Excerpt from a dataset
§

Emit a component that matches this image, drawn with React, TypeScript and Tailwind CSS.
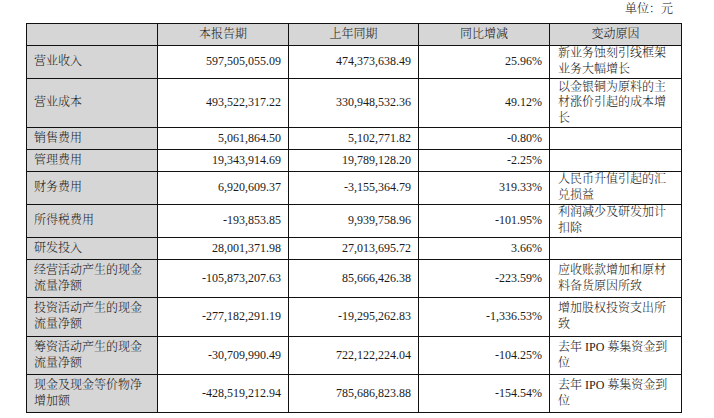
import React from "react";

type Row = {
  name: string;
  cur: string;
  prev: string;
  change: string;
  reason: string;
  h: string;
};

const rows: Row[] = [
  { name: "营业收入", cur: "597,505,055.09", prev: "474,373,638.49", change: "25.96%", reason: "新业务蚀刻引线框架业务大幅增长", h: "h-[33px]" },
  { name: "营业成本", cur: "493,522,317.22", prev: "330,948,532.36", change: "49.12%", reason: "以金银铜为原料的主材涨价引起的成本增长", h: "h-[49px]" },
  { name: "销售费用", cur: "5,061,864.50", prev: "5,102,771.82", change: "-0.80%", reason: "", h: "h-[22px]" },
  { name: "管理费用", cur: "19,343,914.69", prev: "19,789,128.20", change: "-2.25%", reason: "", h: "h-[22px]" },
  { name: "财务费用", cur: "6,920,609.37", prev: "-3,155,364.79", change: "319.33%", reason: "人民币升值引起的汇兑损益", h: "h-[33px]" },
  { name: "所得税费用", cur: "-193,853.85", prev: "9,939,758.96", change: "-101.95%", reason: "利润减少及研发加计扣除", h: "h-[33px]" },
  { name: "研发投入", cur: "28,001,371.98", prev: "27,013,695.72", change: "3.66%", reason: "", h: "h-[22px]" },
  { name: "经营活动产生的现金流量净额", cur: "-105,873,207.63", prev: "85,666,426.38", change: "-223.59%", reason: "应收账款增加和原材料备货原因所致", h: "h-[38px]" },
  { name: "投资活动产生的现金流量净额", cur: "-277,182,291.19", prev: "-19,295,262.83", change: "-1,336.53%", reason: "增加股权投资支出所致", h: "h-[39px]" },
  { name: "筹资活动产生的现金流量净额", cur: "-30,709,990.49", prev: "722,122,224.04", change: "-104.25%", reason: "去年 IPO 募集资金到位", h: "h-[38px]" },
  { name: "现金及现金等价物净增加额", cur: "-428,519,212.94", prev: "785,686,823.88", change: "-154.54%", reason: "去年 IPO 募集资金到位", h: "h-[38px]" },
];

const cell = "border border-[#111] px-0 py-0 align-middle leading-[15.6px]";

export default function App() {
  return (
    <div
      className="w-[714px] h-[418px] bg-white text-[12px] text-[#1a1a1a] font-light overflow-hidden"
      style={{ fontFamily: '"Liberation Serif", "Noto Serif CJK SC", "Noto Sans CJK SC", serif' }}
    >
      <div className="h-[23px] flex items-center justify-end pr-[41px] pb-[6px]">单位：元</div>
      <table className="ml-[26px] table-fixed border-collapse w-[655px]">
        <colgroup>
          <col className="w-[131px]" />
          <col className="w-[131px]" />
          <col className="w-[130px]" />
          <col className="w-[131px]" />
          <col className="w-[132px]" />
        </colgroup>
        <thead>
          <tr className="h-[22px] bg-[#d6d6d6]">
            <th className={`${cell} font-light`}></th>
            <th className={`${cell} font-light text-center`}>本报告期</th>
            <th className={`${cell} font-light text-center`}>上年同期</th>
            <th className={`${cell} font-light text-center`}>同比增减</th>
            <th className={`${cell} font-light text-center`}>变动原因</th>
          </tr>
        </thead>
        <tbody>
          {rows.map((r) => (
            <tr key={r.name} className={r.h}>
              <td className={`${cell} bg-[#d6d6d6] pl-[7px] pr-[10px] text-left`}>{r.name}</td>
              <td className={`${cell} pr-[7px] text-right`}>{r.cur}</td>
              <td className={`${cell} pr-[7px] text-right`}>{r.prev}</td>
              <td className={`${cell} pr-[7px] text-right`}>{r.change}</td>
              <td className={`${cell} pl-[8px] pr-[10px] text-left`}>{r.reason}</td>
            </tr>
          ))}
        </tbody>
      </table>
    </div>
  );
}
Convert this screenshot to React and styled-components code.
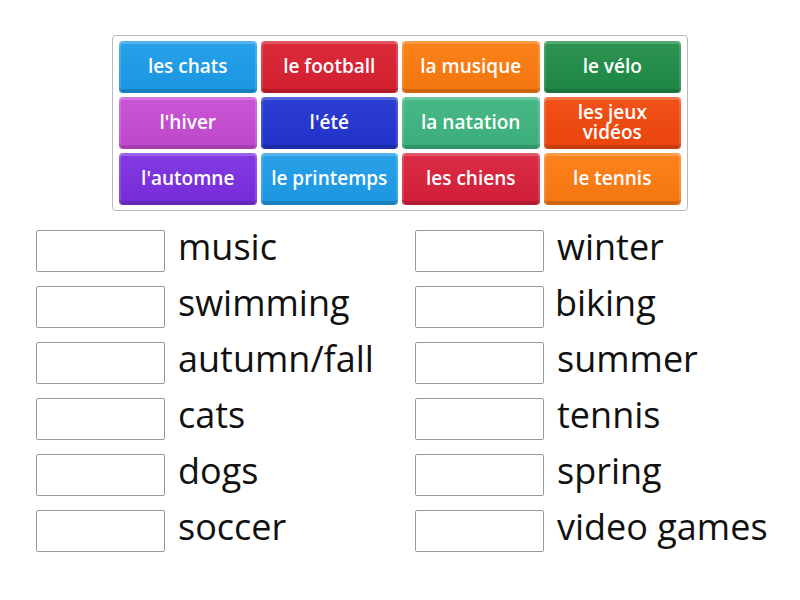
import React from 'react';
import styled, { createGlobalStyle } from 'styled-components';

const GlobalStyle = createGlobalStyle`
  body {
    margin: 0;
    background: #fff;
    font-family: "Open Sans", "Liberation Sans", sans-serif;
  }
`;

const Page = styled.div`
  width: 800px;
  height: 600px;
  display: flex;
  flex-direction: column;
  align-items: flex-start;
  padding-top: 35px;
  box-sizing: border-box;
`;

const Bank = styled.div`
  margin-left: 112px;
  width: 576px;
  box-sizing: border-box;
  border: 1px solid #b9b9b9;
  border-radius: 4px;
  padding: 5px 6px 5px 6px;
  display: grid;
  grid-template-columns: repeat(4, 1fr);
  grid-auto-rows: 52px;
  gap: 4px;
`;

const Tile = styled.div`
  background: ${p => p.$bg};
  background-image: linear-gradient(to bottom, rgba(255,255,255,0.06), rgba(0,0,0,0.04));
  border-radius: 4px;
  box-shadow:
    inset 2px 0 0 rgba(255, 255, 255, 0.14),
    inset -2px 0 0 rgba(255, 255, 255, 0.14),
    inset 0 3px 0 rgba(255, 255, 255, 0.2),
    inset 0 -4px 0 rgba(0, 0, 0, 0.14);
  display: flex;
  align-items: center;
  justify-content: center;
  text-align: center;
  color: #fff;
  font-size: 19px;
  font-weight: 600;
  line-height: 20px;
  padding: 0 4px 2px;
`;

const Answers = styled.div`
  margin-top: 19px;
  margin-left: 36px;
  display: grid;
  grid-template-columns: 379px 379px;
  grid-auto-flow: column;
  grid-template-rows: repeat(6, 42px);
  row-gap: 14px;
`;

const Row = styled.div`
  display: flex;
  align-items: center;
  gap: ${p => p.$gap || 13}px;
`;

const Slot = styled.div`
  width: 129px;
  height: 42px;
  box-sizing: border-box;
  border: 1px solid #9a9a9a;
  border-radius: 2px;
  background: #fff;
  flex: none;
`;

const Label = styled.span`
  font-size: 36px;
  color: #111;
  line-height: 1;
  padding-bottom: 8px;
  white-space: nowrap;
`;

const tiles = [
  ['les chats', '#1a9be8'],
  ['le football', '#d91f30'],
  ['la musique', '#fb7a0c'],
  ['le vélo', '#1f8c47'],
  ["l'hiver", '#c64ad3'],
  ["l'été", '#2133d0'],
  ['la natation', '#3db47f'],
  ['les jeux vidéos', '#f2470c'],
  ["l'automne", '#7a2ee0'],
  ['le printemps', '#1c9ce8'],
  ['les chiens', '#d91f3a'],
  ['le tennis', '#fd7b10'],
];

const left = ['music', 'swimming', 'autumn/fall', 'cats', 'dogs', 'soccer'];
const right = ['winter', 'biking', 'summer', 'tennis', 'spring', 'video games'];

export default function App() {
  return (
    <Page>
      <GlobalStyle />
      <Bank>
        {tiles.map(([t, c]) => (
          <Tile key={t} $bg={c}>{t}</Tile>
        ))}
      </Bank>
      <Answers>
        {left.map(w => (
          <Row key={w}>
            <Slot />
            <Label>{w}</Label>
          </Row>
        ))}
        {right.map(w => (
          <Row key={w} $gap={w === 'biking' ? 11 : 13}>
            <Slot />
            <Label>{w}</Label>
          </Row>
        ))}
      </Answers>
    </Page>
  );
}
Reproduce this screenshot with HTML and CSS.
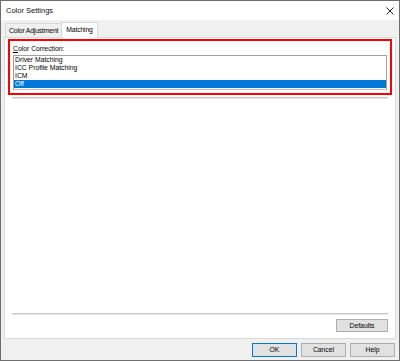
FILE: index.html
```html
<!DOCTYPE html>
<html>

<head>
    <title>Color Settings</title>
    <link rel="stylesheet" href="styles.css">
</head>

<body>
    <div class="window">
        <div class="titleBar">
            <span class="titleText">Color Settings</span>
            <span class="closeButton">
                <svg width="8" height="8" viewBox="0 0 8 8">
                    <path d="M0.5 0.5 L7.5 7.5 M7.5 0.5 L0.5 7.5" stroke="#222" stroke-width="1" fill="none" />
                </svg>
            </span>
        </div>

        <div class="dialogBody">
            <div class="tabStrip">
                <div class="tab">Color Adjustment</div>
                <div class="tab selected">Matching</div>
            </div>

            <div class="tabPanel">
                <div class="highlightBox">
                    <div class="fieldLabel"><u>C</u>olor Correction:</div>
                    <div class="listBox">
                        <div class="listItem">Driver Matching</div>
                        <div class="listItem">ICC Profile Matching</div>
                        <div class="listItem">ICM</div>
                        <div class="listItem active">Off</div>
                    </div>
                </div>
                <div class="separator"></div>
                <div class="spacer"></div>
                <div class="separator"></div>
                <div class="panelButtons">
                    <button class="dialogButton defaults">Defaults</button>
                </div>
            </div>

            <div class="footer">
                <button class="dialogButton primary">OK</button>
                <button class="dialogButton">Cancel</button>
                <button class="dialogButton">Help</button>
            </div>
        </div>
    </div>
</body>

</html>
```

FILE: styles.css
```css
body {
    margin: 0;
    font-family: "Liberation Sans", Arial, sans-serif;
    font-size: 6.8px;
    color: #000000;
}

.window {
    width: 400px;
    height: 361px;
    box-sizing: border-box;
    border: 1px solid #6e6e6e;
    background-color: #f0f0f0;
    display: flex;
    flex-direction: column;
}

.titleBar {
    height: 19px;
    background-color: #ffffff;
    display: flex;
    align-items: center;
    justify-content: space-between;
    padding: 0 5px 0 5px;
}

.titleText {
    font-size: 7.5px;
    color: #111111;
}

.closeButton {
    display: flex;
}

.dialogBody {
    flex: 1;
    display: flex;
    flex-direction: column;
    padding: 2px 3px 0 3px;
}

.tabStrip {
    display: flex;
    align-items: flex-end;
    padding-left: 1px;
    height: 15px;
}

.tab {
    height: 13px;
    line-height: 13px;
    padding: 0 3px;
    border: 1px solid #d9d9d9;
    border-bottom: none;
    margin-right: -1px;
    background-color: #f0f0f0;
    letter-spacing: -0.15px;
}

.tab.selected {
    height: 15px;
    line-height: 14px;
    background-color: #ffffff;
    position: relative;
    margin-bottom: -1px;
    padding: 0 4px;
}

.tabPanel {
    flex: 1;
    background-color: #ffffff;
    border: 1px solid #d9d9d9;
    display: flex;
    flex-direction: column;
    padding: 1px 3px 6px 3px;
}

.highlightBox {
    border: 2px solid #ff0000;
    padding: 3px 3px 3px 3px;
}

.fieldLabel {
    line-height: 9px;
    margin-bottom: 2px;
}

.listBox {
    border: 1px solid #a0a0a0;
    border-bottom-color: #b9c0cc;
    padding: 0 0 1px 0;
}

.listItem {
    height: 8px;
    line-height: 8px;
    padding-left: 1px;
}

.listItem.active {
    background-color: #0078d7;
    color: #ffffff;
}

.separator {
    height: 1px;
    background-color: #c8c8c8;
    border-bottom: 1px solid #e6e6e6;
    margin: 2px 4px 0 4px;
}

.spacer {
    flex: 1;
}

.panelButtons {
    display: flex;
    justify-content: flex-end;
    padding: 4px 4px 0 0;
}

.dialogButton {
    font-family: "Liberation Sans", Arial, sans-serif;
    font-size: 6.8px;
    height: 14px;
    width: 45px;
    padding: 0;
    background-color: #e1e1e1;
    border: 1px solid #adadad;
    color: #000000;
}

.dialogButton.defaults {
    width: 52px;
    height: 13px;
}

.dialogButton.primary {
    border-color: #0078d7;
}

.footer {
    height: 21px;
    display: flex;
    justify-content: flex-end;
    align-items: center;
    gap: 4px;
    padding-right: 1px;
}
```
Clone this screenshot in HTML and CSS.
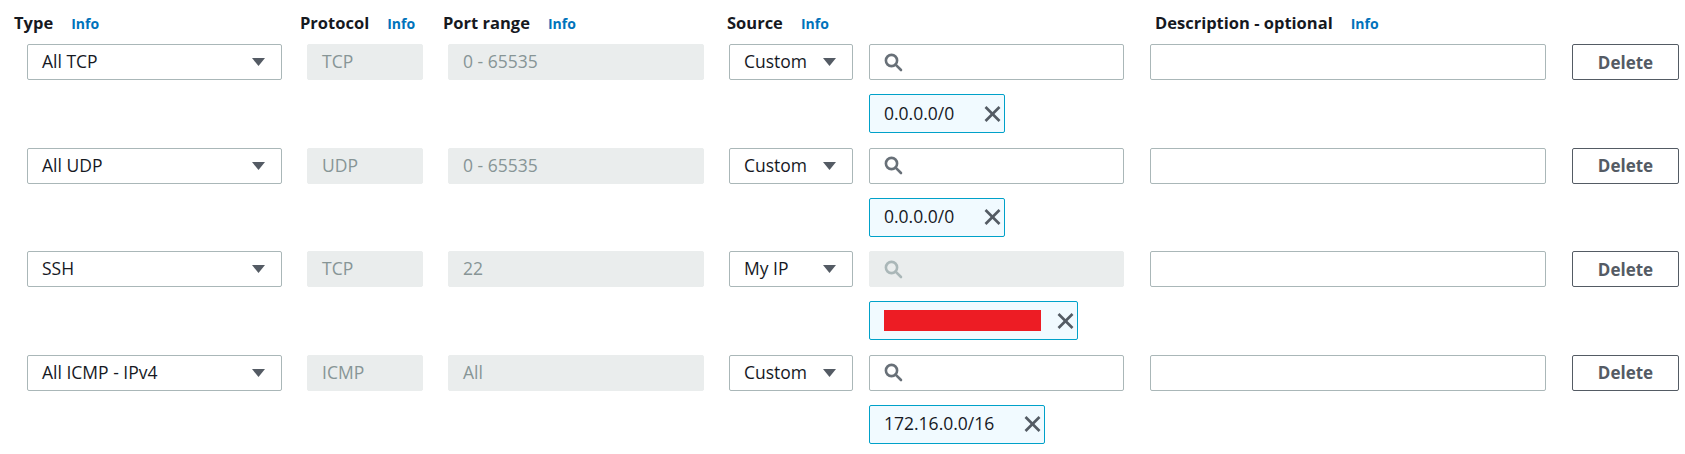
FILE: index.html
```html
<!DOCTYPE html>
<html lang="en">
<head>
<meta charset="utf-8">
<title>Inbound rules</title>
<link rel="stylesheet" href="styles.css">
</head>
<body>
<div class="rules">
  <div class="header">
    <div class="hcell h-type"><span class="hlabel">Type</span><a class="info">Info</a></div>
    <div class="hcell h-proto"><span class="hlabel">Protocol</span><a class="info">Info</a></div>
    <div class="hcell h-port"><span class="hlabel">Port range</span><a class="info">Info</a></div>
    <div class="hcell h-source"><span class="hlabel">Source</span><a class="info">Info</a></div>
    <div class="hcell h-desc"><span class="hlabel">Description - optional</span><a class="info">Info</a></div>
  </div>

  <div class="rule">
    <div class="select w-type"><span>All TCP</span><svg class="caret" width="13" height="8" viewBox="0 0 13 8"><polygon points="0,0 13,0 6.5,8"/></svg></div>
    <div class="field disabled w-proto">TCP</div>
    <div class="field disabled w-port">0 - 65535</div>
    <div class="select w-source"><span>Custom</span><svg class="caret" width="13" height="8" viewBox="0 0 13 8"><polygon points="0,0 13,0 6.5,8"/></svg></div>
    <div class="field search w-search"><svg class="mag" width="19" height="19" viewBox="0 0 19 19"><circle cx="7.5" cy="7.5" r="5.6"/><line x1="11.6" y1="11.6" x2="17" y2="17"/></svg></div>
    <div class="field w-desc"></div>
    <button class="delete">Delete</button>
    <div class="token"><span class="token-text">0.0.0.0/0</span><svg class="x" width="17" height="16" viewBox="0 0 17 16"><line x1="1.5" y1="1" x2="15.5" y2="15"/><line x1="15.5" y1="1" x2="1.5" y2="15"/></svg></div>
  </div>

  <div class="rule">
    <div class="select w-type"><span>All UDP</span><svg class="caret" width="13" height="8" viewBox="0 0 13 8"><polygon points="0,0 13,0 6.5,8"/></svg></div>
    <div class="field disabled w-proto">UDP</div>
    <div class="field disabled w-port">0 - 65535</div>
    <div class="select w-source"><span>Custom</span><svg class="caret" width="13" height="8" viewBox="0 0 13 8"><polygon points="0,0 13,0 6.5,8"/></svg></div>
    <div class="field search w-search"><svg class="mag" width="19" height="19" viewBox="0 0 19 19"><circle cx="7.5" cy="7.5" r="5.6"/><line x1="11.6" y1="11.6" x2="17" y2="17"/></svg></div>
    <div class="field w-desc"></div>
    <button class="delete">Delete</button>
    <div class="token"><span class="token-text">0.0.0.0/0</span><svg class="x" width="17" height="16" viewBox="0 0 17 16"><line x1="1.5" y1="1" x2="15.5" y2="15"/><line x1="15.5" y1="1" x2="1.5" y2="15"/></svg></div>
  </div>

  <div class="rule">
    <div class="select w-type"><span>SSH</span><svg class="caret" width="13" height="8" viewBox="0 0 13 8"><polygon points="0,0 13,0 6.5,8"/></svg></div>
    <div class="field disabled w-proto">TCP</div>
    <div class="field disabled w-port">22</div>
    <div class="select w-source"><span>My IP</span><svg class="caret" width="13" height="8" viewBox="0 0 13 8"><polygon points="0,0 13,0 6.5,8"/></svg></div>
    <div class="field search disabled w-search"><svg class="mag" width="19" height="19" viewBox="0 0 19 19"><circle cx="7.5" cy="7.5" r="5.6"/><line x1="11.6" y1="11.6" x2="17" y2="17"/></svg></div>
    <div class="field w-desc"></div>
    <button class="delete">Delete</button>
    <div class="token token-redacted"><span class="redacted"></span><svg class="x" width="17" height="16" viewBox="0 0 17 16"><line x1="1.5" y1="1" x2="15.5" y2="15"/><line x1="15.5" y1="1" x2="1.5" y2="15"/></svg></div>
  </div>

  <div class="rule">
    <div class="select w-type"><span>All ICMP - IPv4</span><svg class="caret" width="13" height="8" viewBox="0 0 13 8"><polygon points="0,0 13,0 6.5,8"/></svg></div>
    <div class="field disabled w-proto">ICMP</div>
    <div class="field disabled w-port">All</div>
    <div class="select w-source"><span>Custom</span><svg class="caret" width="13" height="8" viewBox="0 0 13 8"><polygon points="0,0 13,0 6.5,8"/></svg></div>
    <div class="field search w-search"><svg class="mag" width="19" height="19" viewBox="0 0 19 19"><circle cx="7.5" cy="7.5" r="5.6"/><line x1="11.6" y1="11.6" x2="17" y2="17"/></svg></div>
    <div class="field w-desc"></div>
    <button class="delete">Delete</button>
    <div class="token"><span class="token-text">172.16.0.0/16</span><svg class="x" width="17" height="16" viewBox="0 0 17 16"><line x1="1.5" y1="1" x2="15.5" y2="15"/><line x1="15.5" y1="1" x2="1.5" y2="15"/></svg></div>
  </div>
</div>
</body>
</html>
```

FILE: styles.css
```css
* { box-sizing: border-box; }

body {
  margin: 0;
  background: #ffffff;
  font-family: "Open Sans", "Noto Sans", Arial, sans-serif;
  font-size: 17.5px;
  color: #16191f;
}

.rules {
  padding-top: 11px;
}

.header {
  display: flex;
  align-items: baseline;
  padding-left: 14px;
  height: 33px;
  line-height: 23px;
}

.hcell {
  display: flex;
  align-items: baseline;
  flex: none;
}
.h-type { width: 286px; }
.h-proto { width: 143px; }
.h-port { width: 284px; }
.h-source { width: 428px; }

.hlabel {
  font-weight: 700;
  font-size: 16.5px;
  color: #16191f;
}

.info {
  margin-left: 18px;
  font-size: 14px;
  font-weight: 700;
  color: #0073bb;
}

.rule {
  display: grid;
  grid-template-columns: 280px 141px 281px 140px 281px 422px 107px;
  grid-template-rows: 36px 39px;
  row-gap: 14px;
  padding-left: 27px;
  margin-bottom: 14.5px;
}

.select,
.field {
  height: 36px;
  border: 1px solid #aab7b8;
  border-radius: 2px;
  background: #ffffff;
  display: flex;
  align-items: center;
  padding: 0 14px;
  line-height: 1;
}

.select {
  justify-content: space-between;
  padding-right: 16px;
}

.caret { fill: #545b64; flex: none; }

.field.disabled {
  background: #eaeded;
  border-color: #eaeded;
  color: #879596;
}

.w-type { width: 255px; }
.w-proto { width: 116px; }
.w-port { width: 256px; }
.w-source { width: 124px; }
.w-search { width: 255px; }
.w-desc { width: 396px; }

.mag {
  fill: none;
  stroke: #687078;
  stroke-width: 2.6;
  stroke-linecap: round;
}
.field.disabled .mag { stroke: #aab7b8; }

.delete {
  width: 107px;
  height: 36px;
  border: 1px solid #545b64;
  border-radius: 2px;
  background: #ffffff;
  font-family: inherit;
  font-size: 17px;
  font-weight: 700;
  color: #545b64;
  padding: 0;
}

.token {
  grid-column: 5;
  grid-row: 2;
  justify-self: start;
  height: 39px;
  display: flex;
  align-items: center;
  padding: 0 3px 0 14px;
  background: #f1faff;
  border: 1px solid #00a1c9;
  border-radius: 2px;
  line-height: 1;
}

.token-text { margin-right: 30px; }

.x {
  fill: none;
  stroke: #545b64;
  stroke-width: 2.6;
  flex: none;
}

.redacted {
  width: 157px;
  height: 21px;
  background: #ed1c24;
  margin-right: 16px;
}
```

§

> **DO THIS**: Look through the records and gather every line containing "styled".

> **EXPECTED ANSWER**:
Convert this screenshot to React and styled-components code.
import styled, { createGlobalStyle } from 'styled-components';
const Page = styled.div`
const Bank = styled.div`
const Tile = styled.div`
const Answers = styled.div`
const Row = styled.div`
const Slot = styled.div`
const Label = styled.span`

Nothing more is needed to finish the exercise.